DATA EXTRACT

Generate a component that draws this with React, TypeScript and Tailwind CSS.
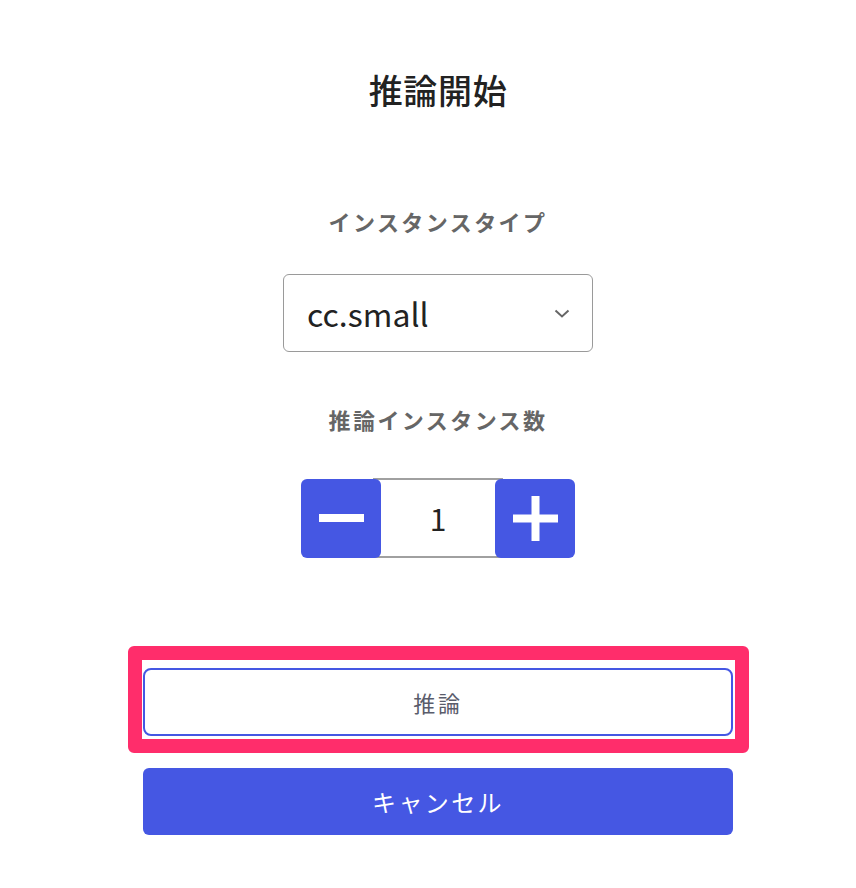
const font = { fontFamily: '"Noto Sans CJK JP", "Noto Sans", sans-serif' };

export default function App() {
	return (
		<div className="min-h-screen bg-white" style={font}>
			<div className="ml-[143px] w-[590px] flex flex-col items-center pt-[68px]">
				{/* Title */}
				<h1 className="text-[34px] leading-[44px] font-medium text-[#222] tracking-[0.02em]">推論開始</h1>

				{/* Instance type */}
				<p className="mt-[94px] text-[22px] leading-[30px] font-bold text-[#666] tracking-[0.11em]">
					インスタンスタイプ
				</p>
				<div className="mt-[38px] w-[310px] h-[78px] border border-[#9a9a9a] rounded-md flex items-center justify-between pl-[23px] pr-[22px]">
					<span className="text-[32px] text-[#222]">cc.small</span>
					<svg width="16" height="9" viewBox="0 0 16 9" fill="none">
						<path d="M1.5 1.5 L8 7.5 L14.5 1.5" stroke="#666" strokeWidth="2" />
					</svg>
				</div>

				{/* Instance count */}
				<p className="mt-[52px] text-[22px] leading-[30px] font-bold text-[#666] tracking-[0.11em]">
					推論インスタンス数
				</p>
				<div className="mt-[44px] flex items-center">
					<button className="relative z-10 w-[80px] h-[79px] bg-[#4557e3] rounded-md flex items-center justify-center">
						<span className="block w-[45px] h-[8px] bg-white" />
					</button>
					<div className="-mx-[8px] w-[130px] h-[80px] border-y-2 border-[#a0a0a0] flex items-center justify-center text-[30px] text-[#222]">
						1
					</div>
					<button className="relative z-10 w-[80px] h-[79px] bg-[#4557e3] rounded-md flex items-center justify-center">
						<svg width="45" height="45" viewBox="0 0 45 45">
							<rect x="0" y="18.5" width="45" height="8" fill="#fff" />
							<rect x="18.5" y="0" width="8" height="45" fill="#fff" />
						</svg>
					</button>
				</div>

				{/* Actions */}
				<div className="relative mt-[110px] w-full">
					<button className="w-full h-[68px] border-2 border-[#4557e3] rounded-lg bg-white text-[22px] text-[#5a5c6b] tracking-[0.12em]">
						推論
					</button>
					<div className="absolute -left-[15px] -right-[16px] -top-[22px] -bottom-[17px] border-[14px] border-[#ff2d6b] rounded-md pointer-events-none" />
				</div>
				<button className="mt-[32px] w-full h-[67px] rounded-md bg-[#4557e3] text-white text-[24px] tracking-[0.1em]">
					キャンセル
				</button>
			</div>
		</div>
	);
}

GOAL
Write out each line again precisely as it appears, skipping every picture.

RESPONSE
Generate a component that draws this with React, TypeScript and Tailwind CSS.
const font = { fontFamily: '"Noto Sans CJK JP", "Noto Sans", sans-serif' };

export default function App() {
	return (
		<div className="min-h-screen bg-white" style={font}>
			<div className="ml-[143px] w-[590px] flex flex-col items-center pt-[68px]">
				{/* Title */}
				<h1 className="text-[34px] leading-[44px] font-medium text-[#222] tracking-[0.02em]">推論開始</h1>

				{/* Instance type */}
				<p className="mt-[94px] text-[22px] leading-[30px] font-bold text-[#666] tracking-[0.11em]">
					インスタンスタイプ
				</p>
				<div className="mt-[38px] w-[310px] h-[78px] border border-[#9a9a9a] rounded-md flex items-center justify-between pl-[23px] pr-[22px]">
					<span className="text-[32px] text-[#222]">cc.small</span>
					<svg width="16" height="9" viewBox="0 0 16 9" fill="none">
						<path d="M1.5 1.5 L8 7.5 L14.5 1.5" stroke="#666" strokeWidth="2" />
					</svg>
				</div>

				{/* Instance count */}
				<p className="mt-[52px] text-[22px] leading-[30px] font-bold text-[#666] tracking-[0.11em]">
					推論インスタンス数
				</p>
				<div className="mt-[44px] flex items-center">
					<button className="relative z-10 w-[80px] h-[79px] bg-[#4557e3] rounded-md flex items-center justify-center">
						<span className="block w-[45px] h-[8px] bg-white" />
					</button>
					<div className="-mx-[8px] w-[130px] h-[80px] border-y-2 border-[#a0a0a0] flex items-center justify-center text-[30px] text-[#222]">
						1
					</div>
					<button className="relative z-10 w-[80px] h-[79px] bg-[#4557e3] rounded-md flex items-center justify-center">
						<svg width="45" height="45" viewBox="0 0 45 45">
							<rect x="0" y="18.5" width="45" height="8" fill="#fff" />
							<rect x="18.5" y="0" width="8" height="45" fill="#fff" />
						</svg>
					</button>
				</div>

				{/* Actions */}
				<div className="relative mt-[110px] w-full">
					<button className="w-full h-[68px] border-2 border-[#4557e3] rounded-lg bg-white text-[22px] text-[#5a5c6b] tracking-[0.12em]">
						推論
					</button>
					<div className="absolute -left-[15px] -right-[16px] -top-[22px] -bottom-[17px] border-[14px] border-[#ff2d6b] rounded-md pointer-events-none" />
				</div>
				<button className="mt-[32px] w-full h-[67px] rounded-md bg-[#4557e3] text-white text-[24px] tracking-[0.1em]">
					キャンセル
				</button>
			</div>
		</div>
	);
}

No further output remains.